** start COLLECTED MATERIAL **
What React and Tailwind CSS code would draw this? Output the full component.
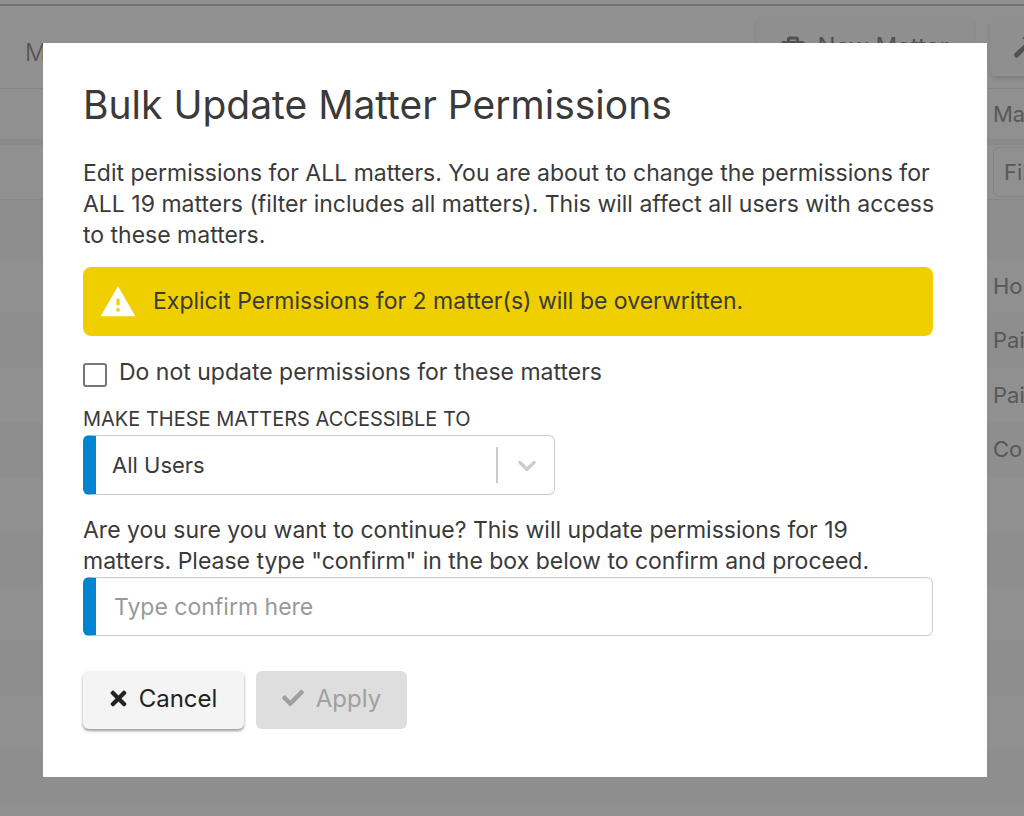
import { useState } from 'react';
import { FaBriefcase, FaCheck, FaTimes, FaHammer } from 'react-icons/fa';
import { MdWarning } from 'react-icons/md';

const rows = [
  { id: 1, link: '', status: '' },
  { id: 2, link: '', status: 'Ho' },
  { id: 3, link: '', status: 'Pai' },
  { id: 4, link: 'r', status: 'Pai' },
  { id: 5, link: '', status: 'Co' },
  { id: 6, link: '', status: '' },
  { id: 7, link: '', status: '' },
  { id: 8, link: '', status: '' },
  { id: 9, link: '', status: '' },
  { id: 10, link: '', status: '' },
  { id: 11, link: '', status: '' },
  { id: 12, link: '', status: '' },
];

function MattersPage() {
  return (
    <div className="h-full overflow-hidden border-t-4 border-[#f8f8f8] bg-[#f8f8f8]">
      <div className="flex h-[85px] items-center border-t-2 border-b border-t-[#c4c4c4] border-b-[#e4e4e4] pl-[25px]">
        <h1 className="mt-3 text-[24px] font-light text-[#8c8c8c]">Matters</h1>
        <button className="mr-4 ml-auto flex h-[58px] w-[218px] shrink-0 items-center justify-center gap-3 rounded-md bg-[#f6f6f6] text-[24px] text-[#8c8c8c] shadow">
          <FaBriefcase className="size-6" />
          New Matter
        </button>
        <button aria-label="Tools" className="-mr-10 flex h-[58px] w-[74px] shrink-0 items-center rounded-md bg-[#f6f6f6] pl-6 text-[#8c8c8c] shadow-md">
          <FaHammer className="size-6" />
        </button>
      </div>
      <table className="w-full table-fixed text-left text-[22px] text-[#989898]">
        <thead>
          <tr className="h-[53px] border-b-[6px] border-[#eeeeee]">
            <th />
            <th className="w-[31px] font-normal whitespace-nowrap">Ma</th>
          </tr>
          <tr className="h-[54px] border-b border-[#e8e8e8]">
            <td />
            <td className="py-0.5">
              <div className="w-[60px] rounded-md border border-[#e4e4e4] px-2.5 py-2 leading-8 whitespace-nowrap">Fil</div>
            </td>
          </tr>
        </thead>
        <tbody>
          {rows.map((row) => (
            <tr key={row.id} className="h-[53px] odd:h-[56px] odd:bg-[#f4f4f4] first:h-[60px]!">
              <td className="overflow-hidden">
                <a href="#matter" className="-ml-2 text-[#4a7ab0]">{row.link}</a>
              </td>
              <td className="whitespace-nowrap">{row.status}</td>
            </tr>
          ))}
        </tbody>
      </table>
    </div>
  );
}

export default function App() {
  const [skip, setSkip] = useState(false);
  const [confirmText, setConfirmText] = useState('');
  const canApply = confirmText === 'confirm';

  return (
    <div className="relative h-screen overflow-hidden font-['Inter',sans-serif]">
      <MattersPage />

      {/* Overlay */}
      <div className="absolute inset-0 bg-black/42 pt-[43px] pr-[37px] pl-[43px]">
        <div role="dialog" aria-labelledby="title" className="bg-white pt-9 pr-10 pb-12 pl-10 text-[23px] leading-[31px] text-[#3a3a3a]">
          <h2 id="title" className="text-[39px] leading-[52px]">Bulk Update Matter Permissions</h2>

          <p className="mt-[27px] mr-2">
            Edit permissions for ALL matters. You are about to change the permissions for
            ALL 19 matters (filter includes all matters). This will affect all users with access
            to these matters.
          </p>

          <div className="mt-4 mr-[14px] flex h-[69px] items-center gap-4 rounded-lg bg-[#f0cf00] pl-4">
            <MdWarning className="size-[38px] text-white" />
            Explicit Permissions for 2 matter(s) will be overwritten.
          </div>

          <label className="mt-[21px] flex items-center gap-3">
            <input
              type="checkbox"
              checked={skip}
              onChange={(e) => setSkip(e.target.checked)}
              className="mt-1 size-6 appearance-none rounded-[3px] border-[2px] border-[#767676] bg-white checked:bg-[#0284d0]"
            />
            Do not update permissions for these matters
          </label>

          <label htmlFor="access" className="mt-4 block text-[20px]">
            <span className="leading-[31px]">MAKE THESE MATTERS ACCESSIBLE TO</span>
          </label>
          <div className="relative w-[472px]">
            <select
              id="access"
              className="block h-[60px] w-full appearance-none rounded-md border border-l-[13px] border-[#cccccc] border-l-[#0284d0] bg-white pl-4 text-[22px]"
            >
              <option>All Users</option>
            </select>
            <div className="pointer-events-none absolute inset-y-3 right-0 flex w-[59px] items-center justify-center border-l-2 border-[#cccccc] text-[#cccccc]">
              <svg viewBox="0 0 20 20" className="size-[30px]" fill="currentColor">
                <path d="M4.516 7.548c0.436-0.446 1.043-0.481 1.576 0l3.908 3.747 3.908-3.747c0.533-0.481 1.141-0.446 1.574 0 0.436 0.445 0.408 1.197 0 1.615-0.406 0.418-4.695 4.502-4.695 4.502-0.217 0.223-0.502 0.335-0.787 0.335s-0.57-0.112-0.789-0.335c0 0-4.287-4.084-4.695-4.502s-0.436-1.17 0-1.615z" />
              </svg>
            </div>
          </div>

          <label htmlFor="confirm" className="mt-5 mr-[14px] block">
            Are you sure you want to continue? This will update permissions for 19
            matters. Please type "confirm" in the box below to confirm and proceed.
          </label>
          <div className="mr-[14px]">
            <input
              id="confirm"
              type="text"
              placeholder="Type confirm here"
              value={confirmText}
              onChange={(e) => setConfirmText(e.target.value)}
              className="block h-[59px] w-full rounded-md border border-l-[13px] border-[#cccccc] border-l-[#0284d0] pl-[18px] inset-shadow-xs placeholder:text-[#999999]"
            />
          </div>

          <div className="mt-[35px] flex gap-3 text-[24px]">
            <button className="flex h-[58px] w-[161px] items-center justify-center gap-3 rounded-md bg-[#f4f4f4] pb-1 text-[#222222] shadow-[0_2px_3px_rgba(0,0,0,0.4)]">
              <FaTimes className="h-[23px] w-[17px]" />
              Cancel
            </button>
            <button disabled={!canApply} className="flex h-[58px] w-[151px] items-center justify-center gap-3 rounded-md bg-[#dedede] pb-1 text-[#a0a0a0]">
              <FaCheck className="size-[22px]" />
              Apply
            </button>
          </div>
        </div>
      </div>
    </div>
  );
}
** end COLLECTED MATERIAL **
*DESCRIPTION OF THE TASK*
Copy out the listing exactly as it stands, but not the pictures.

*RIGHT ANSWER*
What React and Tailwind CSS code would draw this? Output the full component.
import { useState } from 'react';
import { FaBriefcase, FaCheck, FaTimes, FaHammer } from 'react-icons/fa';
import { MdWarning } from 'react-icons/md';

const rows = [
  { id: 1, link: '', status: '' },
  { id: 2, link: '', status: 'Ho' },
  { id: 3, link: '', status: 'Pai' },
  { id: 4, link: 'r', status: 'Pai' },
  { id: 5, link: '', status: 'Co' },
  { id: 6, link: '', status: '' },
  { id: 7, link: '', status: '' },
  { id: 8, link: '', status: '' },
  { id: 9, link: '', status: '' },
  { id: 10, link: '', status: '' },
  { id: 11, link: '', status: '' },
  { id: 12, link: '', status: '' },
];

function MattersPage() {
  return (
    <div className="h-full overflow-hidden border-t-4 border-[#f8f8f8] bg-[#f8f8f8]">
      <div className="flex h-[85px] items-center border-t-2 border-b border-t-[#c4c4c4] border-b-[#e4e4e4] pl-[25px]">
        <h1 className="mt-3 text-[24px] font-light text-[#8c8c8c]">Matters</h1>
        <button className="mr-4 ml-auto flex h-[58px] w-[218px] shrink-0 items-center justify-center gap-3 rounded-md bg-[#f6f6f6] text-[24px] text-[#8c8c8c] shadow">
          <FaBriefcase className="size-6" />
          New Matter
        </button>
        <button aria-label="Tools" className="-mr-10 flex h-[58px] w-[74px] shrink-0 items-center rounded-md bg-[#f6f6f6] pl-6 text-[#8c8c8c] shadow-md">
          <FaHammer className="size-6" />
        </button>
      </div>
      <table className="w-full table-fixed text-left text-[22px] text-[#989898]">
        <thead>
          <tr className="h-[53px] border-b-[6px] border-[#eeeeee]">
            <th />
            <th className="w-[31px] font-normal whitespace-nowrap">Ma</th>
          </tr>
          <tr className="h-[54px] border-b border-[#e8e8e8]">
            <td />
            <td className="py-0.5">
              <div className="w-[60px] rounded-md border border-[#e4e4e4] px-2.5 py-2 leading-8 whitespace-nowrap">Fil</div>
            </td>
          </tr>
        </thead>
        <tbody>
          {rows.map((row) => (
            <tr key={row.id} className="h-[53px] odd:h-[56px] odd:bg-[#f4f4f4] first:h-[60px]!">
              <td className="overflow-hidden">
                <a href="#matter" className="-ml-2 text-[#4a7ab0]">{row.link}</a>
              </td>
              <td className="whitespace-nowrap">{row.status}</td>
            </tr>
          ))}
        </tbody>
      </table>
    </div>
  );
}

export default function App() {
  const [skip, setSkip] = useState(false);
  const [confirmText, setConfirmText] = useState('');
  const canApply = confirmText === 'confirm';

  return (
    <div className="relative h-screen overflow-hidden font-['Inter',sans-serif]">
      <MattersPage />

      {/* Overlay */}
      <div className="absolute inset-0 bg-black/42 pt-[43px] pr-[37px] pl-[43px]">
        <div role="dialog" aria-labelledby="title" className="bg-white pt-9 pr-10 pb-12 pl-10 text-[23px] leading-[31px] text-[#3a3a3a]">
          <h2 id="title" className="text-[39px] leading-[52px]">Bulk Update Matter Permissions</h2>

          <p className="mt-[27px] mr-2">
            Edit permissions for ALL matters. You are about to change the permissions for
            ALL 19 matters (filter includes all matters). This will affect all users with access
            to these matters.
          </p>

          <div className="mt-4 mr-[14px] flex h-[69px] items-center gap-4 rounded-lg bg-[#f0cf00] pl-4">
            <MdWarning className="size-[38px] text-white" />
            Explicit Permissions for 2 matter(s) will be overwritten.
          </div>

          <label className="mt-[21px] flex items-center gap-3">
            <input
              type="checkbox"
              checked={skip}
              onChange={(e) => setSkip(e.target.checked)}
              className="mt-1 size-6 appearance-none rounded-[3px] border-[2px] border-[#767676] bg-white checked:bg-[#0284d0]"
            />
            Do not update permissions for these matters
          </label>

          <label htmlFor="access" className="mt-4 block text-[20px]">
            <span className="leading-[31px]">MAKE THESE MATTERS ACCESSIBLE TO</span>
          </label>
          <div className="relative w-[472px]">
            <select
              id="access"
              className="block h-[60px] w-full appearance-none rounded-md border border-l-[13px] border-[#cccccc] border-l-[#0284d0] bg-white pl-4 text-[22px]"
            >
              <option>All Users</option>
            </select>
            <div className="pointer-events-none absolute inset-y-3 right-0 flex w-[59px] items-center justify-center border-l-2 border-[#cccccc] text-[#cccccc]">
              <svg viewBox="0 0 20 20" className="size-[30px]" fill="currentColor">
                <path d="M4.516 7.548c0.436-0.446 1.043-0.481 1.576 0l3.908 3.747 3.908-3.747c0.533-0.481 1.141-0.446 1.574 0 0.436 0.445 0.408 1.197 0 1.615-0.406 0.418-4.695 4.502-4.695 4.502-0.217 0.223-0.502 0.335-0.787 0.335s-0.57-0.112-0.789-0.335c0 0-4.287-4.084-4.695-4.502s-0.436-1.17 0-1.615z" />
              </svg>
            </div>
          </div>

          <label htmlFor="confirm" className="mt-5 mr-[14px] block">
            Are you sure you want to continue? This will update permissions for 19
            matters. Please type "confirm" in the box below to confirm and proceed.
          </label>
          <div className="mr-[14px]">
            <input
              id="confirm"
              type="text"
              placeholder="Type confirm here"
              value={confirmText}
              onChange={(e) => setConfirmText(e.target.value)}
              className="block h-[59px] w-full rounded-md border border-l-[13px] border-[#cccccc] border-l-[#0284d0] pl-[18px] inset-shadow-xs placeholder:text-[#999999]"
            />
          </div>

          <div className="mt-[35px] flex gap-3 text-[24px]">
            <button className="flex h-[58px] w-[161px] items-center justify-center gap-3 rounded-md bg-[#f4f4f4] pb-1 text-[#222222] shadow-[0_2px_3px_rgba(0,0,0,0.4)]">
              <FaTimes className="h-[23px] w-[17px]" />
              Cancel
            </button>
            <button disabled={!canApply} className="flex h-[58px] w-[151px] items-center justify-center gap-3 rounded-md bg-[#dedede] pb-1 text-[#a0a0a0]">
              <FaCheck className="size-[22px]" />
              Apply
            </button>
          </div>
        </div>
      </div>
    </div>
  );
}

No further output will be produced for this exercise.